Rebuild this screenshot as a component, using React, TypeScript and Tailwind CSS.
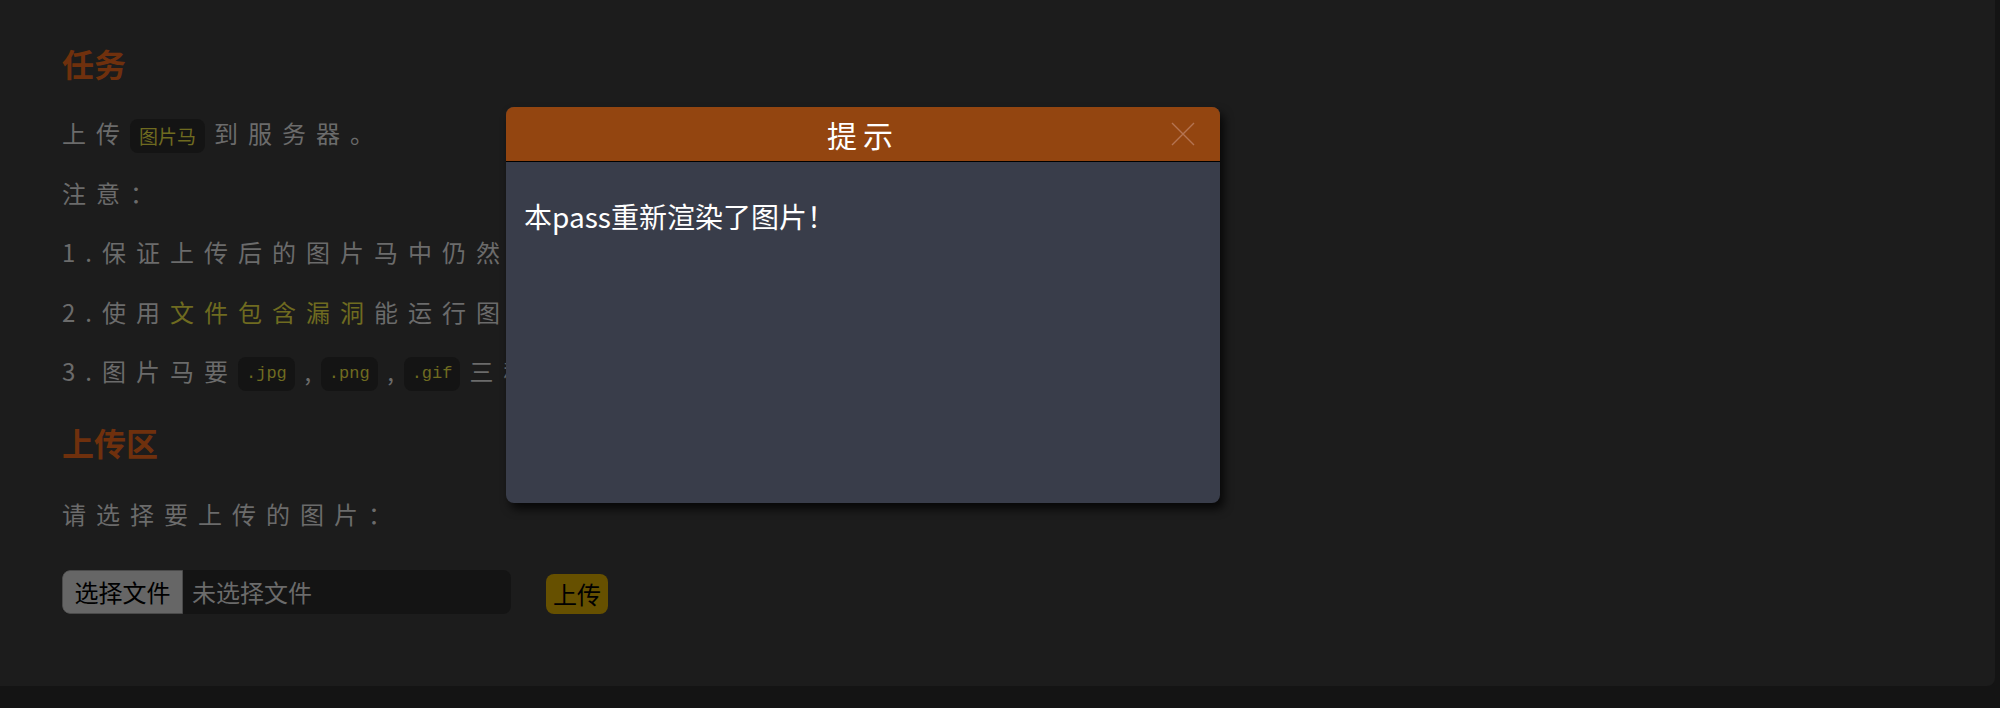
const page = "font-['Noto_Sans_CJK_SC','Noto_Sans',sans-serif]";

function Chip({ children, mono }: { children: React.ReactNode; mono?: boolean }) {
	return (
		<span
			className={
				mono
					? "inline-block h-[34px] rounded-lg bg-[#141414] px-[8px] align-middle font-['Liberation_Mono',monospace] text-[17px] leading-[34px] tracking-normal text-[#6f6b20]"
					: "mr-[9px] inline-block h-[34px] rounded-lg bg-[#141414] px-[9px] align-middle text-[19px] leading-[34px] tracking-normal text-[#6f6b20]"
			}>
			{children}
		</span>
	);
}

function Comma() {
	return <span className="inline-block w-[26px] text-center tracking-normal">,</span>;
}

export default function App() {
	return (
		<div className={`relative h-[708px] w-[2000px] overflow-hidden bg-[#141414] ${page}`}>
			<div className="h-[686px] w-[1995px] rounded-br-lg bg-[#1c1c1c] px-[62px]">
				<h2 className="pt-[43px] text-[32px] leading-[40px] font-bold text-[#6f300d]">任务</h2>
				<div className="mt-[20px] text-[24px] leading-[59.5px] tracking-[10px] text-[#6b6b6b]">
					<p>
						上传<Chip>图片马</Chip>到服务器。
					</p>
					<p>注意：</p>
					<p>1.保证上传后的图片马中仍然包含完整的一句话或webshell代码。</p>
					<p>
						2.使用<span className="text-[#6f6b20]">文件包含漏洞</span>能运行图片马中的恶意代码。
					</p>
					<p>
						3.图片马要<Chip mono>.jpg</Chip>
						<Comma />
						<Chip mono>.png</Chip>
						<Comma />
						<Chip mono>.gif</Chip>
						<span className="ml-[9px]">三种后缀都上传成功才算过关！</span>
					</p>
				</div>
				<h2 className="mt-[21px] text-[32px] leading-[40px] font-bold text-[#6f300d]">上传区</h2>
				<p className="mt-[34px] text-[24px] leading-[36px] tracking-[10px] text-[#6b6b6b]">请选择要上传的图片：</p>
				<div className="mt-[38px] flex items-end gap-[35px]">
					<div className="flex h-[44px] w-[449px] items-center overflow-hidden rounded-lg bg-[#141414] text-[24px]">
						<span className="flex h-full w-[121px] items-center justify-center rounded-l-lg border border-[#4a4a4a] bg-[#666666] text-black">
							选择文件
						</span>
						<span className="ml-[9px] text-[#6b6b6b]">未选择文件</span>
					</div>
					<button className="h-[40px] rounded-lg bg-[#665000] px-[7px] text-[24px] leading-[40px] text-black">上传</button>
				</div>
			</div>

			<div className="absolute top-[107px] left-[506px] flex h-[396px] w-[714px] flex-col overflow-hidden rounded-lg bg-[#393d4a] shadow-[4px_6px_10px_rgba(0,0,0,0.75)]">
				<div className="relative flex h-[55px] shrink-0 items-center justify-center border-b border-black bg-[#934510]">
					<span className="text-[30px] tracking-[6px] text-white">提示</span>
					<svg className="absolute top-[15px] right-[25px]" width="24" height="24" viewBox="0 0 24 24">
						<path d="M1 1L23 23M23 1L1 23" stroke="#b47452" strokeWidth="1.4" fill="none" />
					</svg>
				</div>
				<p className="px-[18px] pt-[36px] text-[28px] leading-[36px] text-white">本pass重新渲染了图片！</p>
			</div>
		</div>
	);
}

============================================================

Ignore the images and quote every line of the listing exactly.

Rebuild this screenshot as a component, using React, TypeScript and Tailwind CSS.
const page = "font-['Noto_Sans_CJK_SC','Noto_Sans',sans-serif]";

function Chip({ children, mono }: { children: React.ReactNode; mono?: boolean }) {
	return (
		<span
			className={
				mono
					? "inline-block h-[34px] rounded-lg bg-[#141414] px-[8px] align-middle font-['Liberation_Mono',monospace] text-[17px] leading-[34px] tracking-normal text-[#6f6b20]"
					: "mr-[9px] inline-block h-[34px] rounded-lg bg-[#141414] px-[9px] align-middle text-[19px] leading-[34px] tracking-normal text-[#6f6b20]"
			}>
			{children}
		</span>
	);
}

function Comma() {
	return <span className="inline-block w-[26px] text-center tracking-normal">,</span>;
}

export default function App() {
	return (
		<div className={`relative h-[708px] w-[2000px] overflow-hidden bg-[#141414] ${page}`}>
			<div className="h-[686px] w-[1995px] rounded-br-lg bg-[#1c1c1c] px-[62px]">
				<h2 className="pt-[43px] text-[32px] leading-[40px] font-bold text-[#6f300d]">任务</h2>
				<div className="mt-[20px] text-[24px] leading-[59.5px] tracking-[10px] text-[#6b6b6b]">
					<p>
						上传<Chip>图片马</Chip>到服务器。
					</p>
					<p>注意：</p>
					<p>1.保证上传后的图片马中仍然包含完整的一句话或webshell代码。</p>
					<p>
						2.使用<span className="text-[#6f6b20]">文件包含漏洞</span>能运行图片马中的恶意代码。
					</p>
					<p>
						3.图片马要<Chip mono>.jpg</Chip>
						<Comma />
						<Chip mono>.png</Chip>
						<Comma />
						<Chip mono>.gif</Chip>
						<span className="ml-[9px]">三种后缀都上传成功才算过关！</span>
					</p>
				</div>
				<h2 className="mt-[21px] text-[32px] leading-[40px] font-bold text-[#6f300d]">上传区</h2>
				<p className="mt-[34px] text-[24px] leading-[36px] tracking-[10px] text-[#6b6b6b]">请选择要上传的图片：</p>
				<div className="mt-[38px] flex items-end gap-[35px]">
					<div className="flex h-[44px] w-[449px] items-center overflow-hidden rounded-lg bg-[#141414] text-[24px]">
						<span className="flex h-full w-[121px] items-center justify-center rounded-l-lg border border-[#4a4a4a] bg-[#666666] text-black">
							选择文件
						</span>
						<span className="ml-[9px] text-[#6b6b6b]">未选择文件</span>
					</div>
					<button className="h-[40px] rounded-lg bg-[#665000] px-[7px] text-[24px] leading-[40px] text-black">上传</button>
				</div>
			</div>

			<div className="absolute top-[107px] left-[506px] flex h-[396px] w-[714px] flex-col overflow-hidden rounded-lg bg-[#393d4a] shadow-[4px_6px_10px_rgba(0,0,0,0.75)]">
				<div className="relative flex h-[55px] shrink-0 items-center justify-center border-b border-black bg-[#934510]">
					<span className="text-[30px] tracking-[6px] text-white">提示</span>
					<svg className="absolute top-[15px] right-[25px]" width="24" height="24" viewBox="0 0 24 24">
						<path d="M1 1L23 23M23 1L1 23" stroke="#b47452" strokeWidth="1.4" fill="none" />
					</svg>
				</div>
				<p className="px-[18px] pt-[36px] text-[28px] leading-[36px] text-white">本pass重新渲染了图片！</p>
			</div>
		</div>
	);
}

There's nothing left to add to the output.